Normally I would brine the pork in 1lb of pickeling salt and 1lb of molasses dissolved in 1/2 gallon water for 12 hrs.


----------



## sprky (Feb 1, 2012)

I have never brined my butts, but have wondered if it would help like it does on poultry.


----------



## adiochiro3 (Feb 1, 2012)

I can't speak to the value/non-value of brining, because I have never brined a butt.  However, they always come out moist and flavorful (read: they don't last very long) 
	

	
	
		
		



		
			






.  Smoke them up and don't worry about it!


----------



## big sexy (Feb 1, 2012)

I like to brine mine in salt and apple juice.  the apple juice seems to tenderize the meat a bit.  something to do with the acid in the juice, but I'm no chemist.


----------



## pineywoods (Feb 1, 2012)

I don't brine them usually I don't do anything but mustard slather and rub but on occasion I will inject them the day before I smoke them


----------



## nozzleman (Feb 1, 2012)

Just mustard then a good rub down of the favorite rub. They always turn out great.


----------



## snackem (Feb 1, 2012)

I see a lot of people saying that they don't brine their butts so I'm going to skip that step which will allow me time to do pulled pork instead of sliced pork (from the sirloin roasts and rib roast that I already have).  I'll get some picks and keep everyone updated on the progress.
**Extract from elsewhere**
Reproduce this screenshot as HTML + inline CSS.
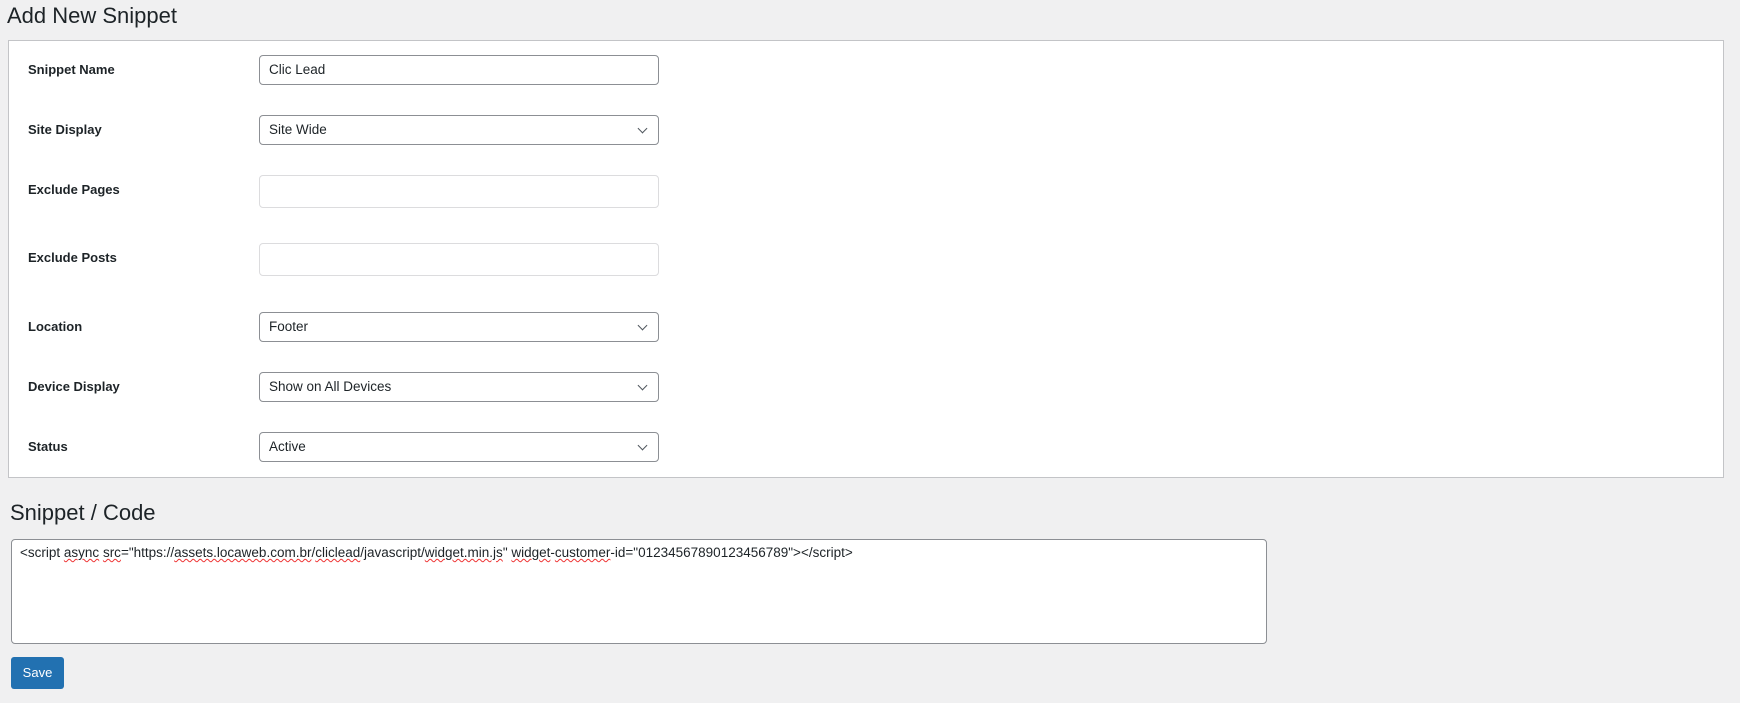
<!DOCTYPE html>
<html><head><meta charset="utf-8"><style>
*{box-sizing:border-box;margin:0;padding:0}
body{width:1740px;height:703px;background:#f0f0f1;font-family:"Liberation Sans",sans-serif;color:#1d2327;position:relative;overflow:hidden}
.h{position:absolute;font-size:22px;font-weight:400;color:#1d2327}
.panel{position:absolute;left:8px;top:40px;width:1716px;height:438px;background:#fff;border:1px solid #c3c4c7}
.lbl{position:absolute;left:28px;font-size:13px;font-weight:bold;color:#1d2327}
.in{position:absolute;left:259px;width:400px;height:30px;border:1px solid #8c8f94;border-radius:4px;background:#fff;font-size:13.5px;padding:0 9px;line-height:28px}
.in.e{border-color:#dcdcde}
.sel::after{content:"";position:absolute;right:12px;top:9px;width:6px;height:6px;border-right:1.5px solid #50575e;border-bottom:1.5px solid #50575e;transform:rotate(45deg)}
.ta{position:absolute;left:11px;top:539px;width:1256px;height:105px;border:1px solid #8c8f94;border-radius:4px;background:#fff;font-size:13.5px;padding:5px 8px}
.btn{position:absolute;left:11px;top:657px;width:53px;height:32px;background:#2271b1;border-radius:3px;color:#fff;font-size:13px;text-align:center;line-height:32px}
u{text-decoration:underline wavy #e33;text-decoration-thickness:1px}
</style></head><body>
<div class="h" style="left:7px;top:3px">Add New Snippet</div>
<div class="panel"></div>
<div class="lbl" style="top:62px">Snippet Name</div>
<div class="in" style="top:55px">Clic Lead</div>
<div class="lbl" style="top:122px">Site Display</div>
<div class="in sel" style="top:115px">Site Wide</div>
<div class="lbl" style="top:182px">Exclude Pages</div>
<div class="in e" style="top:175px;height:33px"></div>
<div class="lbl" style="top:250px">Exclude Posts</div>
<div class="in e" style="top:243px;height:33px"></div>
<div class="lbl" style="top:319px">Location</div>
<div class="in sel" style="top:312px">Footer</div>
<div class="lbl" style="top:379px">Device Display</div>
<div class="in sel" style="top:372px">Show on All Devices</div>
<div class="lbl" style="top:439px">Status</div>
<div class="in sel" style="top:432px">Active</div>
<div class="h" style="left:10px;top:500px">Snippet / Code</div>
<div class="ta">&lt;script <u>async</u> <u>src</u>="https://<u>assets.locaweb.com.br</u>/<u>cliclead</u>/javascript/<u>widget.min.js</u>" <u>widget</u>-<u>customer</u>-id="01234567890123456789"&gt;&lt;/script&gt;</div>
<div class="btn">Save</div>
</body></html>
thanks for all the responses.

Jeremy


----------



## BGKYSmoker (Feb 1, 2012)

I have brined mine with Scotts

http://www.scottsbarbecuesauce.com/

Scotts is a NC style sauce. I get it locally, NC, SC, GA


----------



## chef jimmyj (Feb 1, 2012)

I always Brine Rib/Loin Roasts because they are very lean and benefit from the extra moisture. I also only smoke them to 145*F and slice them. I have had Pulled Loin it is very dry and almost like trying to eat Grass, if you plan on pulling your loins include plenty of sauce ..Butts on the other hand have plenty of fat and collagen to keep them moist when they are pulled...The brine you use is very strong, a common brine uses 7-8 ounces Kosher Salt per 1Gallon Water, 6% solution, and some soak in fresh water to desalinate...Yours would be 4X Saltier, 25% solution...Interesting...JJ


----------



## rdknb (Feb 1, 2012)

I never brine butts/shoulders, but I do inject them.  apple juice manly.  Then mustard and rub.  Good luck and take lots of pics


----------



## SmokinAl (Feb 2, 2012)

Never brined them before either. Let us know what you decide.


----------



## snackem (Feb 2, 2012)

I opted not to brine (because of time constrictions) and I'm going to rub them with mustard and then a simple spice rub (corriander, cumin, brown sugar, kosher salt, red pepper, black pepper, cayenne pepper, chili powder, onion powder, garlic powder, and paprika).  I grind my own spices in a coffee grinder.  Normally I don't add salt or sugar to the rub but I do add salt and molasses to the brine so I'm compensating by adding them to the rub.  I'll let everyone know how it turns out.


----------



## bg rtr (Feb 2, 2012)

I've done them both ways - brine and no brine.  I have found 2 things:

1.)  When I brine I can tell a difference in how moist the meat is

2.)  The butt cooks a little quicker when it has been brined

I don't know the science behind it, but this has been my observation.  I use a mixture of water, kosher salt, apple juice and honey for the brine mixture.  I tend to reduce the salt from what most recipies call for - just seems to make the end product less salty (this part may just be in my head :).

I also wrap the butt about 1/2 through cooking.  I use a 40" MES at 225 degrees.  Typically takes from 14 - 16 hr. - depending on the size.


----------



## berninga87 (Feb 3, 2012)

Never tried it, always so juicy without I never really thought about it. Just pull right around 200* give a good rest and it falls apart on its own! Lookin forward to the Qview!


----------



## jay m (Feb 3, 2012)

I smoked 2 Boston Butts once to test if brining helps. The one I had put in the brine was juicier than the other one. I will say the one I put in the brine did have a better fat cap on it that could have made a difference also. Good luck....


----------